Each and every voice in these stories can be connected to any woman you see around you and they seek to say that all women deserve to be happy every day of the year, because every day in the calendar of every woman’s life is precious, just like yours.

Highlights of the book:

·        The book revolves about the central theme of womanhood and is the  first of its kind where the entire lay out has been based on the theme of a calendar.

·        The stories are spun around the days attributed to women and children – Mother’s Day, Women’s Day, National Day for Girl Child

·        The book at ISB Hyderabad was launched by Ashwin Sanghi – Ashwin while lauding the efforts that has gone into making of the book also felt that he related to the theme of the book. He emphasized that “Both my two novels revolve around the theme of Shakti/Nari and somehow thus the very fact that here too women on the whole is the centre and the effort is to showcase the drudgery they go through, yet the strength they retain, makes me feel connected to it”.

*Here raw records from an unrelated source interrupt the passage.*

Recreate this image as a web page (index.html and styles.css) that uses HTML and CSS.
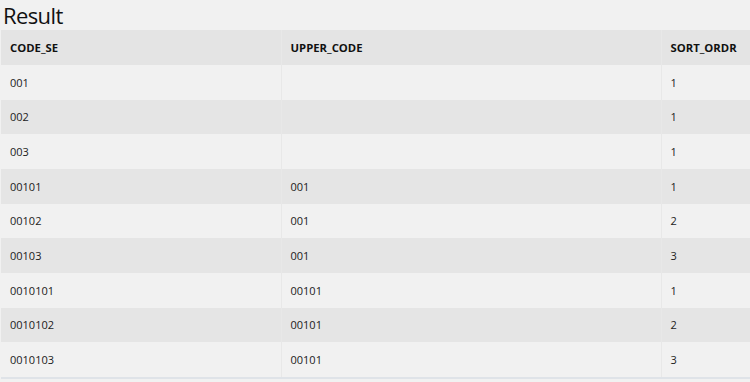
FILE: index.html
```html
<!DOCTYPE html>
<html>
<head>
<meta charset="utf-8">
<link rel="stylesheet" href="styles.css">
</head>
<body>
<h1 class="title">Result</h1>
<table class="grid">
  <colgroup><col class="c1"><col class="c2"><col class="c3"></colgroup>
  <thead>
    <tr><th>CODE_SE</th><th>UPPER_CODE</th><th>SORT_ORDR</th></tr>
  </thead>
  <tbody>
    <tr><td>001</td><td></td><td>1</td></tr>
    <tr><td>002</td><td></td><td>1</td></tr>
    <tr><td>003</td><td></td><td>1</td></tr>
    <tr><td>00101</td><td>001</td><td>1</td></tr>
    <tr><td>00102</td><td>001</td><td>2</td></tr>
    <tr><td>00103</td><td>001</td><td>3</td></tr>
    <tr><td>0010101</td><td>00101</td><td>1</td></tr>
    <tr><td>0010102</td><td>00101</td><td>2</td></tr>
    <tr><td>0010103</td><td>00101</td><td>3</td></tr>
  </tbody>
</table>
</body>
</html>
```
FILE: styles.css
```css
html, body {
  margin: 0;
  padding: 0;
  background: #f1f1f1;
  overflow: hidden;
}
body {
  padding-left: 1px;
  font-family: "Open Sans", "Noto Sans", sans-serif;
  color: #1b1b1b;
}
.title {
  margin: 0;
  height: 30px;
  font-size: 22px;
  line-height: 30px;
  font-weight: 500;
  letter-spacing: -0.6px;
  padding-left: 2px;
  color: #111;
}
.grid {
  border-collapse: collapse;
  table-layout: fixed;
  width: 749px;
  border-bottom: 2px solid #dfe3e8;
}
.c1 { width: 280px; }
.c2 { width: 380px; }
.c3 { width: 89px; }
.grid th, .grid td {
  text-align: left;
  padding: 0 0 0 9px;
  font-size: 11px;
  white-space: nowrap;
}
.grid th + th, .grid td + td {
  border-left: 1px solid #e8e8e8;
}
.grid th {
  height: 35px;
  background: #e4e4e4;
  font-weight: 700;
  font-size: 11.3px;
  color: #111;
}
.grid td {
  height: 34.67px;
}
.grid tbody tr:nth-child(odd) { background: #f1f1f1; }
.grid tbody tr:nth-child(even) { background: #e5e5e5; }
```
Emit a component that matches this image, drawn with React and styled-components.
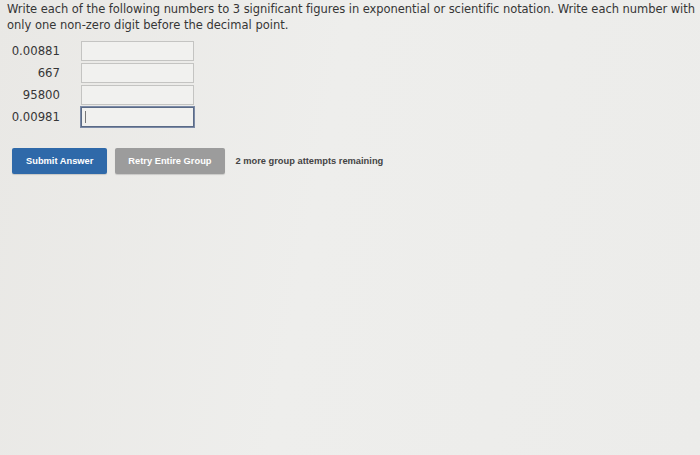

·        The book was jointly launched at ISB, Hyderabad on January 11th 2012 by Ashwin Sanghi and Dean , Ajit Rangnekar

·        The book is also set for a special mention at the upcoming Hyderabad Literary Festival, 2012 (January 17, 2012)

Release Type: Print, Soft Cover

Price: Rs. 295

Binding: Soft Cover

Imprint: 1st Edition

Genre: Fiction

Page Extent: 189 pages

Pub Date: January 2012 (Niyogi Books, New Delhi)

Territory: Indian

About the Author:

Sagarika Chakraborty, born in Kolkata, studied law at National Law University, Jodhpur and is currently studying management at Indian School of Business, Hyderabad.

Her projects and numerous articles on diverse subjects—corporate governance principles with special emphasis on emerging and transition economies, globalization, ethics, monetary economics, religion—have been published in Indian and international publications. She has presented papers on E-Governance, corporate law principles, sexual harassment, asset pricing models at international conferences and global forums in Sydney, Glasgow, Korea, Wellington and Washington D.C. Her paper on E-Governance in India, has been appreciated in the ‘Working Paper series’ of the World Bank and she has also won the ‘Best Economic Crisis—Paper Award’ at the World Summit on Economic Financial Crisis and International Business, 2009, held at Washington D.C. Looking into her contribution in the domain of policy work she was recently awarded Fellowship by the Royal Society of Arts, UK.

Apart from delving into serious research work, she has also written light fiction/poetry for various online and print media, and is an avid salsa enthusiast. This is her first book.


Ashwin Sanghi :

“Sagarika’s writing is gut-wrenching. It reaches deep within and makes you wonder why deep-rooted gender biases persist. A Calendar Too Crowded is not for the fainthearted but is certainly a work that needs to be read, particularly by someone like me who has personally experienced the power of Shakti and the sacred feminine.”

Vinay Pathak :

Actor Vinay Pathak, when told that the story “Sisters by Choice” had drawn inspiration from his struggle of adoption picked up the book and gave reviews on two stories.

Sisters by Choice:  “Got my book in mail today. And the first story I read was sisters by choice. I can’t begin to tell u the emotional journey it took me onto. Needless to say very well written. The emotional quotient u arrived at was very poignant n touching.

Naked: The prose has a poetic and a poignant mystique that gives the reader a whole lot to ponder….

Dileep Jhaveri

“Inspite of witnessing all that we have failed to acknowledge, is observed in detail by Sagarika. She has read fears hidden behind, apparently placid security of middle class mind. But, she transcends time and class with changing narrative styles, sharpness of statements, satire, surprises, sensuality and sense of history and mythology. As a woman she confronts life and as a human being conquers death!”

Alaknanda Roy

“We all wanted to just come and see if Sagarika is really 27 after reading the book. It gave us shivers and yet we couldn’t put it down. The way she connects the life of a woman from pre natal stages to death is not only wonderful but gives us the solace that young writers like her are there who shall guide the society.”